» Requirements
Scan the material below for the string "this", and copy every line where it shows up.

» Provided records
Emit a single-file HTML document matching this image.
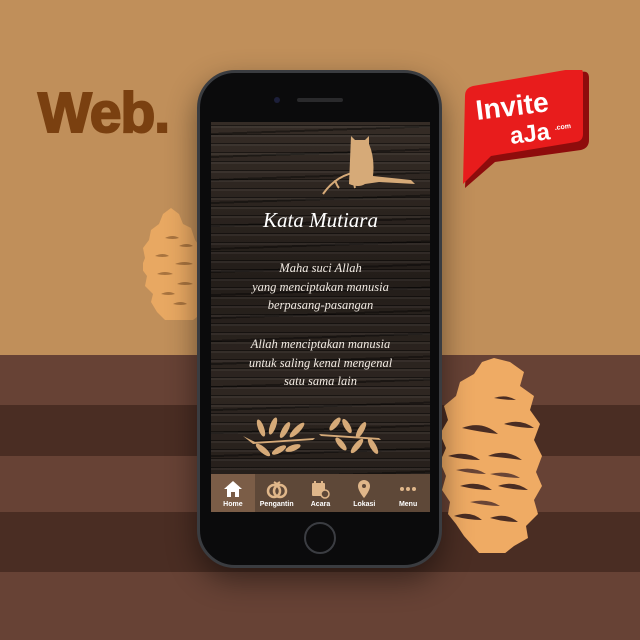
<!DOCTYPE html>
<html><head><meta charset="utf-8"><style>
*{margin:0;padding:0;box-sizing:border-box}
body{width:640px;height:640px;overflow:hidden;position:relative;font-family:"Liberation Sans",sans-serif;
background:linear-gradient(#c08f5a 0 355px,#674235 355px 405px,#4a2d23 405px 456px,#674235 456px 512px,#4a2d23 512px 572px,#674235 572px)}
.abs{position:absolute}
.web{left:38px;top:80px;font-size:57px;font-weight:bold;color:#7a4010;letter-spacing:-1px;-webkit-text-stroke:2px #7a4010}
.phone{left:197px;top:70px;width:245px;height:498px;border-radius:38px;background:#0b0b0c;border:3px solid #3a3c40;box-shadow:0 12px 30px rgba(0,0,0,.45)}
.screen{left:211px;top:122px;width:219px;height:390px;overflow:hidden;
background:
repeating-linear-gradient(180deg,rgba(0,0,0,0) 0 3px,rgba(0,0,0,.45) 3px 4px,rgba(255,255,255,.05) 4px 6px,rgba(0,0,0,0) 6px 9px),
repeating-linear-gradient(178deg,rgba(0,0,0,0) 0 11px,rgba(0,0,0,.4) 11px 13px,rgba(0,0,0,0) 13px 23px),
linear-gradient(180deg,#352c26,#231d19 40%,#2e2621 70%,#221c18)}
.poem{position:absolute;left:0;width:219px;text-align:center;color:#f3ece4;font-family:"Liberation Serif",serif;font-style:italic;font-size:12.5px;line-height:18.5px}
.title{position:absolute;left:0;width:219px;text-align:center;top:86px;color:#fff;font-family:"Liberation Serif",serif;font-style:italic;font-size:21px}
.nav{position:absolute;left:0;top:352px;width:219px;height:38px;background:#5e4838;display:flex}
.nav div{flex:1;text-align:center;color:#fff;font-size:7px;font-weight:bold;padding-top:5px}
.nav div:first-child{background:#7b5d47}
.nav svg{display:block;margin:0 auto 2px;height:20px}
</style></head><body>
<div class="abs web">Web.</div>

<svg class="abs" style="left:143px;top:206px" width="60" height="118" viewBox="0 0 60 118">
<path d="M28 2l8 6 4 10 8 4 4 12 6 8-2 12 4 10-2 12 2 12-4 10 2 10-8 6H22l-8-8-6-10 2-8-8-8 2-10-6-8 4-10-2-10 6-8 2-10 8-6 4-10z" fill="#e8a862"/>
<g fill="#a9743f"><path d="M22 32q8-4 14 0-6 2-14 0z"/><path d="M36 40q8-4 14 0-6 2-14 0z"/><path d="M12 50q8-4 14 0-6 2-14 0z"/><path d="M32 58q10-4 18 0-8 2-18 0z"/><path d="M14 68q8-4 16 0-8 2-16 0z"/><path d="M34 78q8-4 16 0-8 2-16 0z"/><path d="M18 88q8-4 14 0-6 2-14 0z"/><path d="M30 98q8-4 14 0-6 2-14 0z"/></g>
</svg>
<svg class="abs" style="left:440px;top:358px" width="105" height="195" viewBox="0 0 105 195">
<path d="M70 4l14 10-4 14 14 10-4 14 10 14-6 16 8 16-6 16 6 14-8 14 4 14-12 12 2 12-14 8-10 8H40L24 178l-8-12-8-10 2-12-8-12 4-14-6-14 6-14-6-14 8-14-4-14 12-10 4-14 14-8 8-12 12-4z" fill="#efab64"/>
<g fill="#4a2d23"><path d="M22 70q20-8 36 6-18-2-36-6z"/><path d="M64 66q16-6 30 4-14 0-30-4z"/><path d="M8 98q18-6 32 4-16 0-32-4z"/><path d="M48 98q18-8 34 4-16-2-34-4z"/><path d="M20 128q18-6 32 4-16 0-32-4z"/><path d="M58 128q16-6 30 4-14 0-30-4z"/><path d="M14 158q16-6 28 4-14 0-28-4z"/><path d="M50 160q16-6 28 4-14 0-28-4z"/><path d="M54 40q12-4 22 2-12 0-22-2z"/></g>
<g fill="#6a4536"><path d="M16 112q18-4 30 4-14 0-30-4z"/><path d="M50 116q18-4 30 4-14 0-30-4z"/><path d="M30 144q18-4 30 4-14 0-30-4z"/></g>
</svg>

<div class="abs phone"></div>
<div class="abs" style="left:274px;top:97px;width:6px;height:6px;border-radius:50%;background:#1c1f3a"></div>
<div class="abs" style="left:297px;top:98px;width:46px;height:4px;border-radius:2px;background:#2a2a2c"></div>
<div class="abs" style="left:304px;top:522px;width:32px;height:32px;border-radius:50%;border:2px solid #3b3d42"></div>

<div class="abs screen">
<svg class="abs" style="left:110px;top:10px" width="95" height="65" viewBox="0 0 95 65">
<path d="M30 4l4 4h10l4-4 0 8q6 14 4 32l38 4 4 4-36-2-14 2q-6 4-16 0z" fill="#d6aa78"/>
<path d="M2 62q14-20 36-22M14 48q2 6 4 8M36 42q-4 8-2 14" stroke="#d6aa78" stroke-width="2" fill="none"/>
</svg>
<div class="title">Kata Mutiara</div>
<div class="poem" style="top:137px">Maha suci Allah<br>yang menciptakan manusia<br>berpasang-pasangan</div>
<div class="poem" style="top:213px">Allah menciptakan manusia<br>untuk saling kenal mengenal<br>satu sama lain</div>
<svg class="abs" style="left:30px;top:294px" width="150" height="45" viewBox="0 0 150 45">
<g fill="#d6aa78"><path d="M2 20l10 8 60-4 2-2-60 4z"/>
<ellipse cx="20" cy="12" rx="3" ry="9" transform="rotate(-20 20 12)"/><ellipse cx="32" cy="10" rx="3" ry="9" transform="rotate(20 32 10)"/><ellipse cx="44" cy="14" rx="3" ry="9" transform="rotate(30 44 14)"/><ellipse cx="56" cy="14" rx="3" ry="10" transform="rotate(45 56 14)"/><ellipse cx="22" cy="34" rx="3" ry="9" transform="rotate(-50 22 34)"/><ellipse cx="38" cy="34" rx="3" ry="8" transform="rotate(60 38 34)"/><ellipse cx="52" cy="32" rx="3" ry="8" transform="rotate(70 52 32)"/>
<path d="M78 18l60 4 2 2-60-4z"/>
<ellipse cx="94" cy="8" rx="3" ry="8" transform="rotate(40 94 8)"/><ellipse cx="106" cy="10" rx="3" ry="8" transform="rotate(-30 106 10)"/><ellipse cx="120" cy="14" rx="3" ry="9" transform="rotate(30 120 14)"/><ellipse cx="100" cy="28" rx="3" ry="8" transform="rotate(-40 100 28)"/><ellipse cx="116" cy="30" rx="3" ry="9" transform="rotate(40 116 30)"/><ellipse cx="132" cy="30" rx="3" ry="9" transform="rotate(-30 132 30)"/></g>
</svg>
<div class="nav">
<div><svg viewBox="0 0 20 20" width="20"><path d="M10 2L1 10h3v8h4v-5h4v5h4v-8h3z" fill="#fff"/></svg>Home</div>
<div><svg viewBox="0 0 24 20" width="24"><circle cx="9" cy="12" r="6" fill="none" stroke="#e0b78a" stroke-width="2.5"/><circle cx="15" cy="12" r="6" fill="none" stroke="#e0b78a" stroke-width="2.5"/><path d="M9 3l3 2 3-2" stroke="#e0b78a" stroke-width="2" fill="none"/></svg>Pengantin</div>
<div><svg viewBox="0 0 20 20" width="20"><rect x="2" y="4" width="13" height="13" rx="1" fill="#e0b78a"/><path d="M5 2v4M12 2v4" stroke="#e0b78a" stroke-width="2"/><circle cx="15" cy="15" r="4" fill="#5e4838" stroke="#e0b78a" stroke-width="1.5"/></svg>Acara</div>
<div><svg viewBox="0 0 20 20" width="20"><path d="M10 1a6 6 0 0 0-6 6c0 5 6 12 6 12s6-7 6-12a6 6 0 0 0-6-6z" fill="#e0b78a"/><circle cx="10" cy="7" r="2" fill="#5e4838"/></svg>Lokasi</div>
<div><svg viewBox="0 0 20 20" width="20"><circle cx="4" cy="10" r="2" fill="#e0b78a"/><circle cx="10" cy="10" r="2" fill="#e0b78a"/><circle cx="16" cy="10" r="2" fill="#e0b78a"/></svg>Menu</div>
</div>
</div>

<svg class="abs" style="left:455px;top:70px" width="140" height="125" viewBox="0 0 140 125">
<path d="M14 30q0-8 8-10l104-18q8-2 8 6v62q0 8-8 10L40 92 10 118z" fill="#8e0c0c"/>
<path d="M10 26q0-8 8-10l104-18q6-1 6 6v60q0 7-7 8L36 86 8 114z" fill="#e81c1c"/>
<text x="22" y="50" font-family="Liberation Sans" font-weight="bold" font-size="28" fill="#fff" transform="rotate(-7 22 50)">Invite</text>
<text x="56" y="74" font-family="Liberation Sans" font-weight="bold" font-size="24" fill="#fff" transform="rotate(-7 56 74)">aJa</text>
<text x="100" y="60" font-family="Liberation Sans" font-weight="bold" font-size="7" fill="#fff" transform="rotate(-7 100 60)">.com</text>
</svg>
</body></html>
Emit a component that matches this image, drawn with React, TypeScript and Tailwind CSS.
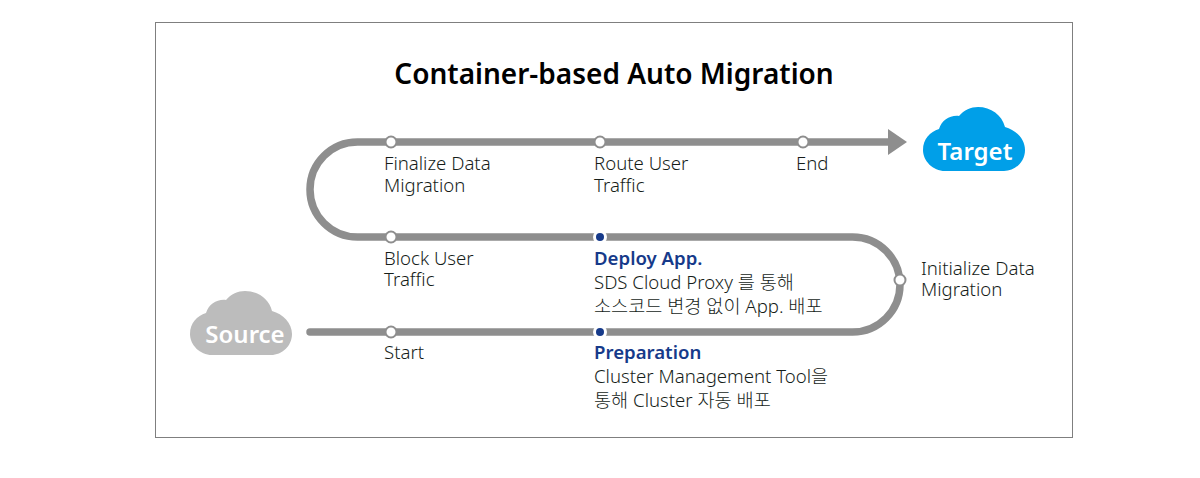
const cloud = "M22 64C10 64 0 54 0 43C0 32 7 25 16 22C19 13 27 8 36 9C41 3 48 0 55 0C68 0 79 8 82 20C93 23 102 32 102 43C102 55 92 64 81 64Z";

function Cloud({ className, fill, label, textClass }: { className: string; fill: string; label: string; textClass: string }) {
  return (
    <div className={`absolute h-[64px] w-[102px] ${className}`}>
      <svg width="102" height="64" viewBox="0 0 102 64" className="absolute inset-0">
        <path d={cloud} fill={fill} />
      </svg>
      <div className={`absolute inset-x-0 text-center text-[24px] leading-[34px] font-semibold text-white ${textClass}`}>{label}</div>
    </div>
  );
}

function Label({ className = "", lines, title, tight }: { className?: string; lines: string[]; title?: string; tight?: boolean }) {
  const lead = title ? "leading-[24px]" : tight ? "leading-[21px]" : "leading-[22px]";
  return (
    <div className={`whitespace-nowrap text-[18.6px] font-[260] text-[#161d19] ${className}`}>
      {title && <div className="leading-[24px] font-semibold text-[#163a8a]">{title}</div>}
      {lines.map((l) => (
        <div key={l} className={lead}>{l}</div>
      ))}
    </div>
  );
}

const whiteNodes = [[235, 48], [444, 48], [647, 48], [235, 143], [744, 186], [235, 238]];
const blueNodes = [[444, 143], [444, 238]];

export default function App() {
  return (
    <div className="h-[478px] w-[1200px] bg-white pt-[22px] pl-[155px] font-['Noto_Sans','Noto_Sans_CJK_KR',sans-serif]">
      <div className="flex h-[416px] w-[918px] flex-col border border-[#7f7f7f]">
        <h1 className="mt-[29px] text-center text-[28px] leading-[42px] font-semibold text-black">Container-based Auto Migration</h1>
        <div className="relative flex-1">
          <svg width="916" height="320" viewBox="0 0 916 320" className="absolute inset-0">
            <path
              d="M154 238H696.5A47.5 47.5 0 0 0 696.5 143H201.5A47.5 47.5 0 0 1 201.5 48H734"
              fill="none"
              stroke="#8e8e8e"
              strokeWidth="7.5"
              strokeLinecap="round"
            />
            <path d="M732 35L751 48L732 61Z" fill="#8e8e8e" />
            {whiteNodes.map(([x, y]) => (
              <circle key={`${x}-${y}`} cx={x} cy={y} r="5.5" fill="#fff" stroke="#8e8e8e" strokeWidth="2" />
            ))}
            {blueNodes.map(([x, y]) => (
              <g key={`${x}-${y}`}>
                <circle cx={x} cy={y} r="7" fill="#fff" />
                <circle cx={x} cy={y} r="4" fill="#163a8a" />
              </g>
            ))}
          </svg>
          <Cloud className="left-[767px] top-[13px]" fill="#009fe8" label="Target" textClass="bottom-[3px] translate-x-[1px]" />
          <Cloud className="left-[34px] top-[197px]" fill="#bcbcbc" label="Source" textClass="bottom-[4px] translate-x-[4px]" />
          <div className="relative grid grid-cols-[210px_202px_125px_auto] grid-rows-[95px_94px_auto] pt-[57.5px] pl-[228px]">
            <Label lines={["Finalize Data", "Migration"]} />
            <Label lines={["Route User", "Traffic"]} />
            <Label className="col-span-2" lines={["End"]} />
            <Label tight lines={["Block User", "Traffic"]} />
            <Label className="-mt-px" title="Deploy App." lines={["SDS Cloud Proxy 를 통해", "소스코드 변경 없이 App. 배포"]} />
            <div />
            <Label tight className="mt-[10px]" lines={["Initialize Data", "Migration"]} />
            <Label lines={["Start"]} />
            <Label className="-mt-px" title="Preparation" lines={["Cluster Management Tool을", "통해 Cluster 자동 배포"]} />
          </div>
        </div>
      </div>
    </div>
  );
}
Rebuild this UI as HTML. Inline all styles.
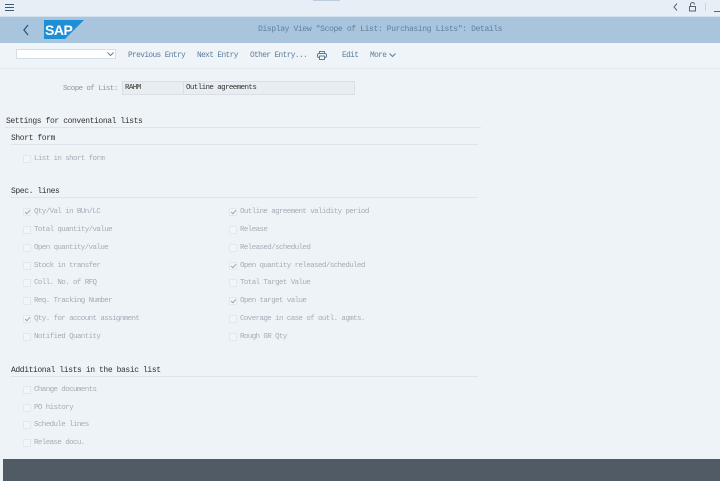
<!DOCTYPE html>
<html><head><meta charset="utf-8"><style>
*{margin:0;padding:0;box-sizing:border-box}
body{width:720px;height:481px;overflow:hidden;background:#eef3f8;font-family:"Liberation Mono","Noto Sans CJK SC",monospace;font-size:7.5px;letter-spacing:-0.6px;color:#333;position:relative}
.a{position:absolute;white-space:nowrap}
.cb{position:absolute;width:8px;height:8px;background:#f3f6f9;border:1px solid #e2e8ee;border-radius:1px}
.cb.c::after{content:"";position:absolute;left:2px;top:0px;width:2px;height:4px;border-right:1px solid #9aa8b5;border-bottom:1px solid #9aa8b5;transform:rotate(40deg)}
.l{color:#a3adb8}
.h{font-size:8px;letter-spacing:-0.4px;color:#333}
.line{position:absolute;height:1px;background:#dce4ec}
.tb{color:#5d7b99;font-size:7.8px;letter-spacing:-0.6px}
</style></head><body>
<div class="a" style="left:0;top:0;width:720px;height:16px;background:#e7eef6"></div>
<div class="a" style="left:5px;top:4px;width:9px;height:1px;background:#3e5a78;box-shadow:0 3px 0 #3e5a78,0 6px 0 #3e5a78"></div>
<div class="a" style="left:313px;top:0;width:27px;height:1px;background:#b8cde2"></div>
<svg class="a" style="left:673px;top:3px" width="5" height="8"><path d="M4 0.5L1 4l3 3.5" fill="none" stroke="#567"/></svg>
<svg class="a" style="left:688px;top:2px" width="9" height="10"><rect x="1.5" y="4.5" width="6" height="4.5" fill="none" stroke="#567"/><path d="M2.5 4.5V2.5a2 2 0 0 1 4 0" fill="none" stroke="#567"/></svg>
<div class="a" style="left:705px;top:3px;width:1px;height:8px;background:#c8d3df"></div>
<div class="a" style="left:714px;top:11px;width:6px;height:1px;background:#567"></div>
<div class="a" style="left:0;top:16px;width:720px;height:27px;background:#a9c5dd;border-top:1px solid #d2dfec"></div>
<svg class="a" style="left:22px;top:24px" width="8" height="12"><path d="M6 1L2 6l4 5" fill="none" stroke="#2f5d8a" stroke-width="1.4"/></svg>
<svg class="a" style="left:44px;top:20px" width="40" height="19"><path d="M0 0H40L21 19H0Z" fill="#1e8fd6"/><text x="1" y="15" font-family="Liberation Sans" font-weight="bold" font-size="14" letter-spacing="-0.5" fill="#fff">SAP</text></svg>
<div class="a" style="left:258px;top:25px;font-size:8px;letter-spacing:-0.36px;color:#5f80a1">Display View "Scope of List: Purchasing Lists": Details</div>
<div class="a" style="left:0;top:43px;width:720px;height:26px;background:#eff4f9;border-bottom:1px solid #e1e8ef"></div>
<div class="a" style="left:16px;top:49px;width:100px;height:10px;background:#fff;border:1px solid #d5dde6"></div>
<svg class="a" style="left:107px;top:52px" width="7" height="5"><path d="M0.5 0.5L3.5 3.5L6.5 0.5" fill="none" stroke="#6a7f95"/></svg>
<div class="a tb" style="left:128px;top:52px">Previous Entry</div>
<div class="a tb" style="left:197px;top:52px">Next Entry</div>
<div class="a tb" style="left:250px;top:52px">Other Entry...</div>
<svg class="a" style="left:317px;top:51px" width="10" height="9"><rect x="0.5" y="2.5" width="9" height="4" rx="1.5" fill="none" stroke="#5d7b99"/><rect x="2.5" y="0.5" width="5" height="2" fill="none" stroke="#5d7b99"/><rect x="2.5" y="5" width="5" height="3.5" fill="#eff4f9" stroke="#5d7b99"/></svg>
<div class="a tb" style="left:342px;top:52px">Edit</div>
<div class="a tb" style="left:370px;top:52px">More</div>
<svg class="a" style="left:389px;top:53px" width="7" height="5"><path d="M0.5 0.5L3.5 3.5L6.5 0.5" fill="none" stroke="#5d7b99"/></svg>
<div class="a l" style="left:63px;top:85px;color:#8b97a3">Scope of List:</div>
<div class="a" style="left:122px;top:81px;width:62px;height:14px;background:#e8edf1;border:1px solid #d8dfe6"></div>
<div class="a" style="left:183px;top:81px;width:172px;height:14px;background:#e8edf1;border:1px solid #d8dfe6"></div>
<div class="a" style="left:125px;top:84px">RAHM</div>
<div class="a" style="left:186px;top:84px">Outline agreements</div>
<div class="a h" style="left:6px;top:117px">Settings for conventional lists</div>
<div class="line" style="left:5px;top:127px;width:476px"></div>
<div class="a h" style="left:11px;top:134px">Short form</div>
<div class="line" style="left:11px;top:144px;width:467px"></div>
<div class="cb" style="left:23px;top:155px"></div><div class="a l" style="left:34px;top:155px">List in short form</div>
<div class="a h" style="left:11px;top:187px">Spec. lines</div>
<div class="line" style="left:11px;top:197px;width:467px"></div>
<div class="cb c" style="left:23px;top:208px"></div><div class="a l" style="left:34px;top:208px">Qty/Val in BUn/LC</div>
<div class="cb" style="left:23px;top:226px"></div><div class="a l" style="left:34px;top:226px">Total quantity/value</div>
<div class="cb" style="left:23px;top:244px"></div><div class="a l" style="left:34px;top:244px">Open quantity/value</div>
<div class="cb" style="left:23px;top:262px"></div><div class="a l" style="left:34px;top:262px">Stock in transfer</div>
<div class="cb" style="left:23px;top:279px"></div><div class="a l" style="left:34px;top:279px">Coll. No. of RFQ</div>
<div class="cb" style="left:23px;top:297px"></div><div class="a l" style="left:34px;top:297px">Req. Tracking Number</div>
<div class="cb c" style="left:23px;top:315px"></div><div class="a l" style="left:34px;top:315px">Qty. for account assignment</div>
<div class="cb" style="left:23px;top:333px"></div><div class="a l" style="left:34px;top:333px">Notified Quantity</div>
<div class="cb c" style="left:229px;top:208px"></div><div class="a l" style="left:240px;top:208px">Outline agreement validity period</div>
<div class="cb" style="left:229px;top:226px"></div><div class="a l" style="left:240px;top:226px">Release</div>
<div class="cb" style="left:229px;top:244px"></div><div class="a l" style="left:240px;top:244px">Released/scheduled</div>
<div class="cb c" style="left:229px;top:262px"></div><div class="a l" style="left:240px;top:262px">Open quantity released/scheduled</div>
<div class="cb" style="left:229px;top:279px"></div><div class="a l" style="left:240px;top:279px">Total Target Value</div>
<div class="cb c" style="left:229px;top:297px"></div><div class="a l" style="left:240px;top:297px">Open target value</div>
<div class="cb" style="left:229px;top:315px"></div><div class="a l" style="left:240px;top:315px">Coverage in case of outl. agmts.</div>
<div class="cb" style="left:229px;top:333px"></div><div class="a l" style="left:240px;top:333px">Rough GR Qty</div>
<div class="a h" style="left:11px;top:366px">Additional lists in the basic list</div>
<div class="line" style="left:11px;top:376px;width:467px"></div>
<div class="cb" style="left:23px;top:386px"></div><div class="a l" style="left:34px;top:386px">Change documents</div>
<div class="cb" style="left:23px;top:404px"></div><div class="a l" style="left:34px;top:404px">PO history</div>
<div class="cb" style="left:23px;top:421px"></div><div class="a l" style="left:34px;top:421px">Schedule lines</div>
<div class="cb" style="left:23px;top:439px"></div><div class="a l" style="left:34px;top:439px">Release docu.</div>
<div class="a" style="left:3px;top:459px;width:717px;height:22px;background:#515b66"></div>
</body></html>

» Solution to the problem
Emit a single-file HTML document matching this image.
Emit a component that matches this image, drawn with React, TypeScript and Tailwind CSS.
Rebuild this UI as HTML. Inline all styles.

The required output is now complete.